QUESTION: But the administration could guarantee that's happening by including that language in the pre-packaged report?
BUSH: You mean a disclosure, "I'm George W. Bush and I..."
(LAUGHTER)
QUESTION: Well, some way to make sure it couldn't air without the disclosure that you believe is so vital.
BUSH: You know, Ken, I mean, there's a procedure that we're going to follow and the local stations ought to -- since there's a deep concern about that -- ought to tell their viewers what they're watching.
5 comments:
The use of VNRs--no matter how great an American tradition--is abominable and displays the incestuous relationship between media owners and the government that regulates them.
Bush makes a joke because it IS a joke, to him and his fellow Masters of the Universe.
The electorate seem to have less interest in this than in the celebrity trials that fill the airwaves, and the only news we get is filtered through late-night talk shows and spoofs like The Daily Show.
To me it is more proof of the complete corruption of American political culture, and underscores the irony of George W Bush selling the virtues of 'democracy' to the Middle East.

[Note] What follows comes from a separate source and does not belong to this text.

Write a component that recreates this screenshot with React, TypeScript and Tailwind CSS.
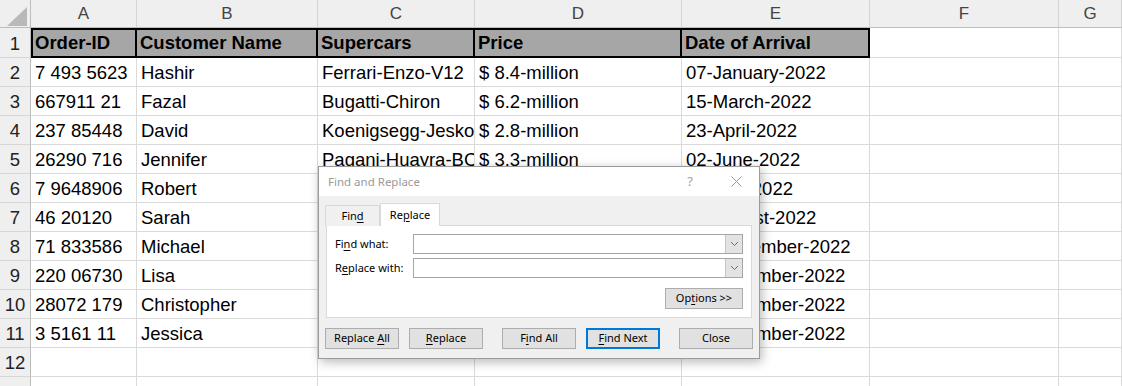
import type { ReactNode } from "react";

const colLetters = ["A", "B", "C", "D", "E", "F", "G"];

const header = ["Order-ID", "Customer Name", "Supercars", "Price", "Date of Arrival"];

const data: string[][] = [
  ["7 493 5623", "Hashir", "Ferrari-Enzo-V12", "$ 8.4-million", "07-January-2022"],
  ["667911 21", "Fazal", "Bugatti-Chiron", "$ 6.2-million", "15-March-2022"],
  ["237 85448", "David", "Koenigsegg-Jesko", "$ 2.8-million", "23-April-2022"],
  ["26290 716", "Jennifer", "Pagani-Huayra-BC", "$ 3.3-million", "02-June-2022"],
  ["7 9648906", "Robert", "Lamborghini-Sian", "$ 3.6-million", "09-July-2022"],
  ["46 20120", "Sarah", "McLaren-Elva", "$ 1.7-million", "11-August-2022"],
  ["71 833586", "Michael", "Rimac-Nevera", "$ 2.4-million", "05-September-2022"],
  ["220 06730", "Lisa", "Aston-Valkyrie", "$ 3.2-million", "12-November-2022"],
  ["28072 179", "Christopher", "Porsche-918", "$ 1.8-million", "20-November-2022"],
  ["3 5161 11", "Jessica", "Bugatti-Divo", "$ 5.8-million", "28-December-2022"],
];

const Cell = ({ children, className = "" }: { children?: ReactNode; className?: string }) => (
  <div className={`flex items-end overflow-hidden whitespace-nowrap pb-[2px] leading-[22px] ${className}`}>
    {children}
  </div>
);

const RowHead = ({ n }: { n: number | string }) => (
  <div className="flex items-end justify-center pb-[2px] leading-[22px] bg-[#efefef] border-r border-b border-r-[#bdbdbd] border-b-[#d6d6d6] text-[#222]">
    {n}
  </div>
);

const BtnLabel = ({ pre, u, post }: { pre?: string; u?: string; post?: string }) => (
  <span>
    {pre}
    {u && <u className="underline-offset-[2px]">{u}</u>}
    {post}
  </span>
);

const DialogButton = ({ children, primary = false, className = "" }: { children: ReactNode; primary?: boolean; className?: string }) => (
  <button
    className={`h-[21px] w-[74px] flex items-center justify-center bg-[#e1e1e1] text-black ${
      primary ? "border-2 border-[#0078d7]" : "border border-[#adadad]"
    } ${className}`}
  >
    {children}
  </button>
);

const Chevron = () => (
  <svg width="9" height="6" viewBox="0 0 9 6" fill="none">
    <path d="M1 1l3.5 3.5L8 1" stroke="#6e6e6e" strokeWidth="1" />
  </svg>
);

const ComboInput = () => (
  <div className="flex h-[20px] w-[332px] border border-[#a6a6a6] bg-white">
    <div className="flex-1" />
    <div className="flex w-[17px] items-center justify-center bg-[#e3e3e3] border-l border-[#c4c4c4]">
      <Chevron />
    </div>
  </div>
);

const FindReplaceDialog = () => (
  <div className="absolute left-[318px] top-[166px] flex h-[193px] w-[442px] flex-col border border-[#9b9b9b] bg-[#f0f0f0] font-['Noto_Sans',sans-serif] text-[11px] text-black shadow-[2px_3px_10px_rgba(0,0,0,0.28)]">
    {/* title bar */}
    <div className="flex h-[29px] shrink-0 items-center bg-white pl-[9px] text-[11.5px] text-[#9a9a9a]">
      <span className="flex-1">Find and Replace</span>
      <span className="mr-[38px] text-[13px] text-[#a0a0a0]">?</span>
      <svg className="mr-[17px]" width="11" height="11" viewBox="0 0 11 11">
        <path d="M0.5 0.5L10.5 10.5M10.5 0.5L0.5 10.5" stroke="#9a9a9a" strokeWidth="1" />
      </svg>
    </div>

    {/* tabs */}
    <div className="mt-[6px] flex items-end pl-[6px]">
      <div className="relative top-[1px] flex h-[21px] w-[55px] items-center justify-center border border-b-0 border-[#d9d9d9] bg-[#f0f0f0] pt-[1px]">
        <BtnLabel pre="Fin" u="d" />
      </div>
      <div className="relative z-10 top-[1px] flex h-[23px] w-[60px] items-center justify-center border border-b-0 border-[#d9d9d9] bg-white">
        <BtnLabel pre="Re" u="p" post="lace" />
      </div>
    </div>

    {/* panel */}
    <div className="mx-[7px] flex h-[93px] flex-col border border-[#d9d9d9] bg-white px-[8px] pt-[8px]">
      <div className="flex items-center">
        <span className="w-[78px]">
          <BtnLabel pre="Fi" u="n" post="d what:" />
        </span>
        <ComboInput />
      </div>
      <div className="mt-[4px] flex items-center">
        <span className="w-[78px]">
          <BtnLabel pre="R" u="e" post="place with:" />
        </span>
        <ComboInput />
      </div>
      <div className="mt-[10px] flex justify-end">
        <button className="flex h-[21px] w-[78px] items-center justify-center border border-[#adadad] bg-[#e1e1e1]">
          <BtnLabel pre="Op" u="t" post="ions >>" />
        </button>
      </div>
    </div>

    {/* bottom buttons */}
    <div className="mt-[10px] flex pl-[6px]">
      <DialogButton>
        <BtnLabel pre="Replace " u="A" post="ll" />
      </DialogButton>
      <DialogButton className="ml-[10px]">
        <BtnLabel u="R" post="eplace" />
      </DialogButton>
      <DialogButton className="ml-[19px]">
        <BtnLabel pre="F" u="i" post="nd All" />
      </DialogButton>
      <DialogButton primary className="ml-[10px]">
        <BtnLabel u="F" post="ind Next" />
      </DialogButton>
      <DialogButton className="ml-[19px]">Close</DialogButton>
    </div>
  </div>
);

export default function App() {
  const grid = "border-r border-b border-[#dadada]";
  return (
    <div className="relative h-[386px] w-[1122px] overflow-hidden bg-white font-['Liberation_Sans',Arial,sans-serif] text-[18.5px] text-black">
      <div className="grid grid-cols-[31px_106px_181px_157px_207px_188px_189px_1fr] grid-rows-[28px_30px_repeat(12,29px)]">
        {/* column headers */}
        <div className="relative bg-[#efefef] border-r border-b border-r-[#bdbdbd] border-b-[#bdbdbd]">
          <svg className="absolute left-[7px] top-[7px]" width="20" height="19" viewBox="0 0 20 19">
            <path d="M20 0V19H0Z" fill="#b9b9b9" />
          </svg>
        </div>
        {colLetters.map((l) => (
          <div
            key={l}
            className="flex items-center justify-center bg-[#efefef] border-r border-b border-r-[#d4d4d4] border-b-[#bdbdbd] text-[17px] text-[#444]"
          >
            {l}
          </div>
        ))}

        {/* row 1: table header */}
        <RowHead n={1} />
        {header.map((h, i) => (
          <Cell
            key={h}
            className={`bg-[#a6a6a6] font-bold border-t-2 border-b-2 border-r-2 border-black pb-[1px] ${
              i === 0 ? "border-l-2 pl-[2px]" : "pl-[3px]"
            }`}
          >
            {h}
          </Cell>
        ))}
        <Cell className={grid} />
        <Cell className={grid} />

        {/* data rows */}
        {data.map((r, ri) => (
          <div key={ri} className="contents">
            <RowHead n={ri + 2} />
            {r.map((v, ci) => (
              <Cell key={ci} className={`${grid} pl-[4px]`}>
                {v}
              </Cell>
            ))}
            <Cell className={grid} />
            <Cell className={grid} />
          </div>
        ))}

        {/* empty rows */}
        {[12, ""].map((n, ri) => (
          <div key={ri} className="contents">
            <RowHead n={n} />
            {colLetters.map((l) => (
              <Cell key={l} className={grid} />
            ))}
          </div>
        ))}
      </div>

      <FindReplaceDialog />
    </div>
  );
}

He should practice what he preaches.
To say that you know it's propaganda and at the same time that it's a tradition is in fact to say you really have no excuse. Slavery was a tradition too and we some how found a way to right that wrong--why can't we do the same here?
Anytime the President has to go hiding behind the skirts of his lawyer, you know he's pulling a fast one.
It's wrong, it's against the law (despite his legal department's untested hypothetical rationalizations) and it's purposeful complicit deception.
And this from our "values" President? Spin again.
The United States runs the largest propaganda machine ever devised. It is effective because our professional propagandists are smart, well-educated and adhere strictly to the following doctrine:
1. A lie well told and stuck to works better than the truth.
2. A lie that is not refuted within 24 hours is generlly accepted as the truth. (Publish it on Friday afternoon of a long weekend.)
3. Great lies are more readily accepted by the public than are small ones - and they are more effective.
5. When faced with an inescapable Freedom of Information Request, shrilly cry "National Security" and redact, redact, redact!
4. When cornered, re-tell the basic lie IAW Rule #1, above
5. When all else fails, deny, obfuscate and offer up a low-ranking sacrificial scapegoat.
That said, a tax-payer-funded lie can nearly always be crippled - if not destroyed - by a determined search of the Internet, our own alternative press and/or foreign press. Unfortunately most people simply accept the words of - for example - Cal Thomas or Rush Limbaugh as gospel and feel no need to look farther.
Extra credit: Do you wonder why the GOP wants to de-fund NPR and PBS?
Some 40 years ago, I lived in Tanganyika which was then vavering between communism and capitalism. Both the russians and the americans were unceasing in their propaganda, and most people knew it for nothing but propaganda.Now the American public suddenly realizes that the government is indulging in propaganda?Wake up!If you want to hear unbiased news look up the BBC.
Once we understand how necessary it is for propaganda to be adjusted to the broad mass, the following rule results:
It is a mistake to make propaganda many-sided, like scientific instruction, for instance. The receptivity of the great masses is very limited, their intelligence is small, but their power of forgetting is enormous. In consequence of these facts, all effective propaganda must be limited to a very few points and must harp on these in slogans until the last member of the public understands what you want him to understand by your slogan. As soon as you sacrifice this slogan and try to be many-sided, the effect will piddle away, for the crowd can neither digest nor retain the material offered. In this way the result is weakened and in the end entirely cancelled out. Thus we see that propaganda must follow a simple line and correspondingly the basic tactics must be psychologically sound. --Adolph Hitler, Mein Kampf, Vol. One, Ch. VI.